Thanks for any input ladies
Re: SD calls me by my name
She will introduce me as her mom or stepmom depending on the audience and I do the same. We have talked about it and adding the "step" is no big deal because it is a factual description.
Great advice, thank you.
BM says she is okay with SD calling me mom as long as SD in comfortable with it.
Am I convinced... Not entirely....
But I also believe that she would have SD call her boyfriend Dad if they tie the knot (its a hunch because they are boyfriend girlfriend right now and she has SD call him Step dad)
You need to consider her mother's feelings. How would it make you feel if your child was calling someone else by the name that is reserved for you? Mom, mama, mommy? I'm willing to bet it would make you feel bad. If she has a mom I see no reason why she can't call you by your first name or any other nickname. Like others said your child will be smart enough to know you are their mom.

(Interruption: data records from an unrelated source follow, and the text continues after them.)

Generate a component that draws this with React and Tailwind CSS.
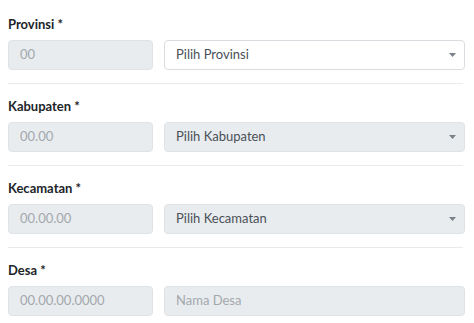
import React from 'react';

const fields = [
  { label: 'Provinsi', code: '00', name: 'Pilih Provinsi', kind: 'select', enabled: true },
  { label: 'Kabupaten', code: '00.00', name: 'Pilih Kabupaten', kind: 'select', enabled: false },
  { label: 'Kecamatan', code: '00.00.00', name: 'Pilih Kecamatan', kind: 'select', enabled: false },
  { label: 'Desa', code: '00.00.00.0000', name: 'Nama Desa', kind: 'input', enabled: false },
];

const Caret = () => (
  <svg width="7" height="4" viewBox="0 0 7 4" className="shrink-0">
    <path d="M0 0 L7 0 L3.5 4 Z" fill="#7b8188" />
  </svg>
);

const App = () => {
  return (
    <div className="w-[474px] h-[323px] bg-white overflow-hidden pl-2 pr-[9px] pt-[14px] font-['Lato','Noto_Sans',sans-serif]">
      {fields.map((field, index) => (
        <div key={field.label}>
          <label className="block h-5 leading-5 text-[13px] font-bold text-[#212529]">
            {field.label} *
          </label>
          <div className="grid grid-cols-[145px_1fr] gap-[11px] mt-[6px]">
            <div className="h-[30px] rounded-[4px] border border-[#dfe2e6] bg-[#e9ecef] px-[11px] flex items-center text-[13px] text-[#a3a8ad]">
              {field.code}
            </div>
            {field.kind === 'select' ? (
              <div
                className={`h-[30px] rounded-[4px] border pl-[11px] pr-[8px] flex items-center justify-between text-[13px] text-[#495057] ${
                  field.enabled ? 'bg-white border-[#d9dde1]' : 'bg-[#e9ecef] border-[#dfe2e6]'
                }`}
              >
                <span>{field.name}</span>
                <Caret />
              </div>
            ) : (
              <div className="h-[30px] rounded-[4px] border border-[#dfe2e6] bg-[#e9ecef] px-[11px] flex items-center text-[13px] text-[#a3a8ad]">
                {field.name}
              </div>
            )}
          </div>
          {index < fields.length - 1 && (
            <div className="mt-[13px] mb-3 h-px bg-[#e8eaed] mr-[2px]" />
          )}
        </div>
      ))}
    </div>
  );
};

export default App;
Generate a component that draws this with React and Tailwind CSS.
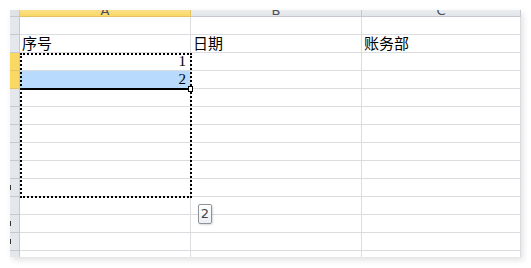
import React from 'react';

const cols = [171, 171, 159];
const rowCount = 14;

const HeaderCell = ({ label, active, width }) => (
  <div
    className={`h-[7px] overflow-hidden border-r border-b flex justify-center ${
      active
        ? 'bg-gradient-to-b from-[#fbe08a] to-[#f9d863] border-[#e5c365]'
        : 'bg-gradient-to-b from-[#eceef1] to-[#e1e4e8] border-[#c5c9cf]'
    }`}
    style={{ width }}
  >
    <span className="-mt-[7px] text-[13px] leading-[15px] text-[#4a4f57] font-['DejaVu_Sans',sans-serif]">
      {label}
    </span>
  </div>
);

const rowText = {
  1: ['序号', '日期', '账务部'],
};

export default function App() {
  return (
    <div className="w-[531px] h-[268px] bg-white relative overflow-hidden">
      <div className="ml-[10px] mt-[10px] w-[511px] h-[247px] bg-white shadow-[2px_3px_6px_rgba(0,0,0,0.12)] relative overflow-hidden font-['Noto_Sans_CJK_SC',sans-serif]">
        {/* column header */}
        <div className="flex">
          <div className="w-[10px] h-[7px] bg-[#dfe2e6] border-r border-b border-[#c5c9cf]" />
          <HeaderCell label="A" active width={cols[0]} />
          <HeaderCell label="B" width={cols[1]} />
          <HeaderCell label="C" width={cols[2]} />
        </div>

        {/* rows */}
        {Array.from({ length: rowCount }).map((_, r) => {
          const selected = r === 2 || r === 3;
          const texts = rowText[r];
          return (
            <div key={r} className="flex h-[18px]">
              <div
                className={`w-[10px] border-r border-b flex items-center ${
                  selected
                    ? 'bg-[#f9d863] border-[#e5c365]'
                    : 'bg-[#e4e7eb] border-[#c5c9cf]'
                }`}
              >
                {(r === 9 || r === 11 || r === 12) && (
                  <span className="w-[1px] h-[5px] bg-[#333]" />
                )}
              </div>
              {cols.map((w, c) => (
                <div
                  key={c}
                  className={`border-r border-b border-[#dadcdf] flex items-end px-[2px] text-[15px] leading-[18px] text-black ${
                    c === 0 && r === 3 ? 'bg-[#b7dafd]' : ''
                  } ${c === 0 && (r === 2 || r === 3) ? 'justify-end pr-[4px]' : ''}`}
                  style={{ width: w }}
                >
                  {texts && texts[c]}
                  {c === 0 && r === 2 && <span className="font-['Liberation_Serif',serif] text-[15px] leading-[17px]">1</span>}
                  {c === 0 && r === 3 && <span className="font-['Liberation_Serif',serif] text-[15px] leading-[17px]">2</span>}
                </div>
              ))}
            </div>
          );
        })}

        {/* copy marquee */}
        <div className="absolute left-[10px] top-[43px] w-[172px] h-[145px] border-2 border-dotted border-black pointer-events-none" />

        {/* active cell bottom border + fill handle */}
        <div className="absolute left-[10px] top-[78px] w-[168px] h-[2px] bg-black" />
        <div className="absolute left-[178px] top-[76px] w-[5px] h-[6px] bg-white border border-black" />

        {/* paste options button */}
        <div className="absolute left-[188px] top-[194px] w-[14px] h-[20px] rounded-[2px] border border-[#8f949b] bg-gradient-to-b from-white to-[#eceef1] flex items-center justify-center text-[13px] text-[#444] font-['DejaVu_Sans',sans-serif] shadow-[1px_1px_2px_rgba(0,0,0,0.15)]">
          2
        </div>
      </div>
    </div>
  );
}
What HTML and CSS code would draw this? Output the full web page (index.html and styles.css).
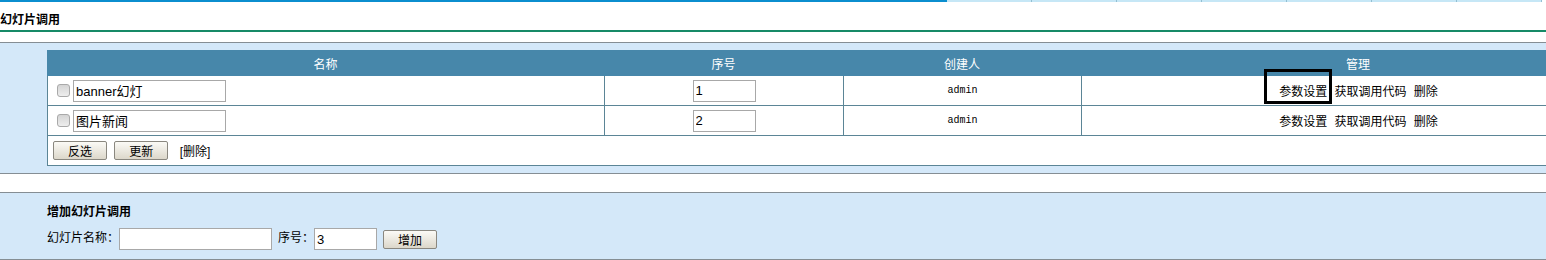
FILE: index.html
```html
<!DOCTYPE html>
<html lang="zh-CN">
<head>
    <meta charset="UTF-8">
    <title>幻灯片调用</title>
    <link rel="stylesheet" href="styles.css">
</head>
<body>
    <div class="topbar">
        <div class="topbar-active"></div>
        <div class="topbar-tab"></div>
        <div class="topbar-tab"></div>
        <div class="topbar-tab"></div>
        <div class="topbar-tab"></div>
        <div class="topbar-tab"></div>
        <div class="topbar-tab"></div>
        <div class="topbar-tab"></div>
    </div>

    <div class="page-title">幻灯片调用</div>

    <div class="panel list-panel">
        <table class="slide-table">
            <colgroup>
                <col class="col-name">
                <col class="col-order">
                <col class="col-user">
                <col class="col-manage">
            </colgroup>
            <thead>
                <tr>
                    <th>名称</th>
                    <th>序号</th>
                    <th>创建人</th>
                    <th>管理</th>
                </tr>
            </thead>
            <tbody>
                <tr>
                    <td class="name-cell"><input type="checkbox" class="check"><input type="text" class="name-input" value="banner幻灯"></td>
                    <td class="center"><input type="text" class="order-input" value="1"></td>
                    <td class="center user">admin</td>
                    <td class="center actions">
                        <span class="action focused">参数设置</span>
                        <span class="action">获取调用代码</span>
                        <span class="action">删除</span>
                    </td>
                </tr>
                <tr>
                    <td class="name-cell"><input type="checkbox" class="check"><input type="text" class="name-input" value="图片新闻"></td>
                    <td class="center"><input type="text" class="order-input" value="2"></td>
                    <td class="center user">admin</td>
                    <td class="center actions">
                        <span class="action">参数设置</span>
                        <span class="action">获取调用代码</span>
                        <span class="action">删除</span>
                    </td>
                </tr>
                <tr>
                    <td colspan="4" class="toolbar">
                        <button class="btn">反选</button>
                        <button class="btn">更新</button>
                        <span class="del-link">[删除]</span>
                    </td>
                </tr>
            </tbody>
        </table>
    </div>

    <div class="panel add-panel">
        <div class="add-title">增加幻灯片调用</div>
        <div class="add-row">
            <span class="label">幻灯片名称：</span>
            <input type="text" class="name-input">
            <span class="label order-label">序号：</span>
            <input type="text" class="order-input" value="3">
            <button class="btn add-btn">增加</button>
        </div>
    </div>
</body>
</html>
```

FILE: styles.css
```css
* {
    margin: 0;
    padding: 0;
    box-sizing: border-box;
}

html, body {
    overflow: hidden;
}

body {
    font-family: 'Liberation Sans', 'Noto Sans CJK SC', sans-serif;
    font-size: 12px;
    color: #000;
    background: #fff;
}

/* top tab strip */
.topbar {
    display: flex;
    height: 2px;
}

.topbar-active {
    width: 947px;
    background: #0b8ecf;
}

.topbar-tab {
    width: 85px;
    background: #c6e7f6;
    border-right: 1px solid #93bfd2;
}

.page-title {
    height: 30px;
    padding-top: 9px;
    line-height: 19px;
    font-weight: bold;
    border-bottom: 2px solid #178a67;
}

.panel {
    background: #d4e8f9;
    border-top: 1px solid #858e94;
    border-bottom: 1px solid #858e94;
}

.list-panel {
    margin-top: 10px;
    padding: 7px 0 7px 47px;
}

/* slide list */
.slide-table {
    width: 1588px;
    table-layout: fixed;
    border-collapse: separate;
    border-spacing: 0;
    background: #fff;
}

.col-name { width: 557px; }
.col-order { width: 239px; }
.col-user { width: 238px; }
.col-manage { width: 554px; }

.slide-table th {
    height: 26px;
    background: #4787aa;
    color: #fff;
    font-weight: normal;
    text-align: center;
}

.slide-table td {
    height: 30px;
    border-left: 1px solid #5b8596;
    border-bottom: 1px solid #5b8596;
    vertical-align: middle;
}

.center {
    text-align: center;
}

.name-cell {
    padding-left: 5px;
}

.check {
    appearance: none;
    width: 13px;
    height: 13px;
    margin: 0 3px 0 4px;
    vertical-align: middle;
    border: 1px solid #a9a9a9;
    border-radius: 3px;
    background: linear-gradient(#d4d4d4, #eeeeee);
}

input[type="text"] {
    height: 22px;
    border: 1px solid #a8a8a8;
    padding: 0 2px;
    font-family: 'Liberation Sans', 'Noto Sans CJK SC', sans-serif;
    font-size: 13px;
    color: #000;
    vertical-align: middle;
    background: #fff;
    outline: none;
}

.name-input {
    width: 153px;
}

.order-input {
    width: 63px;
}

.user {
    font-family: 'Liberation Mono', monospace;
    font-size: 10px;
}

.action {
    margin: 0 2px;
}

.focused {
    position: relative;
}

.focused::before {
    content: '';
    position: absolute;
    left: -15px;
    right: -5px;
    top: -16px;
    bottom: -5px;
    border: 3px solid #000;
}

.toolbar {
    padding-left: 5px;
}

.btn {
    width: 54px;
    height: 19px;
    margin-right: 4px;
    border: 1px solid #8a877f;
    border-radius: 2px;
    background: linear-gradient(#fbfaf6, #dcd7ca);
    font-family: 'Liberation Sans', 'Noto Sans CJK SC', sans-serif;
    font-size: 12px;
    line-height: 16px;
    padding-top: 2px;
    color: #000;
    vertical-align: middle;
}

.del-link {
    margin-left: 4px;
    vertical-align: middle;
}

/* add form */
.add-panel {
    margin-top: 18px;
    padding: 10px 0 9px 47px;
}

.add-title {
    height: 18px;
    line-height: 18px;
    font-weight: bold;
    margin-bottom: 7px;
}

.add-row {
    display: flex;
    align-items: center;
    height: 22px;
}

.label {
    line-height: 18px;
    margin-top: -2px;
}

.order-label {
    margin-left: 6px;
}

.add-btn {
    margin-left: 6px;
}
```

And for the record when my son first gets back from his dad's house he will accidentally call my SO dad or sometimes accidentally call me grandma. I don't know if this is the case with your SD but I know when my son does it is an accident because he had been used to saying that while at his other house.
But the times she does it that I am referring too she - like i said - looked me dead in the eye, said it, with no regrets. Plus it seemed like she got all excited after saying it. Plus it was after we picked her up from a week with DH's mom out of state. So she hadn't been saying mommy for a lot for a week. She often draws me pictures calling me mom and mommy. Shes 8, so if she was doing it on accident she would realize it and correct it, like she does sometimes.
You have already made your opinion of the matter clear, Thank for your input.
Is your husband going to call you Mom all the time also, and your parents and friends? Hey, we don't want to confuse your baby.
You seriously think Mom is just a nickname and not an earned name? WTF
So now there is not a problem and I understand how it can work out for the best (having SD refer to me as mommy in regards to the baby, when talking to the baby, Just like pp stated worked for them)
Once again, SD adores me. I mother this child half of her life, bend over backwards, break my back, love SD. Shes 8 years old she has at no point been confused on who her mom is and at now point will she get confused because she is calling me mom in regards to the baby.
Did I birth her? no. But I mother her with all of my being.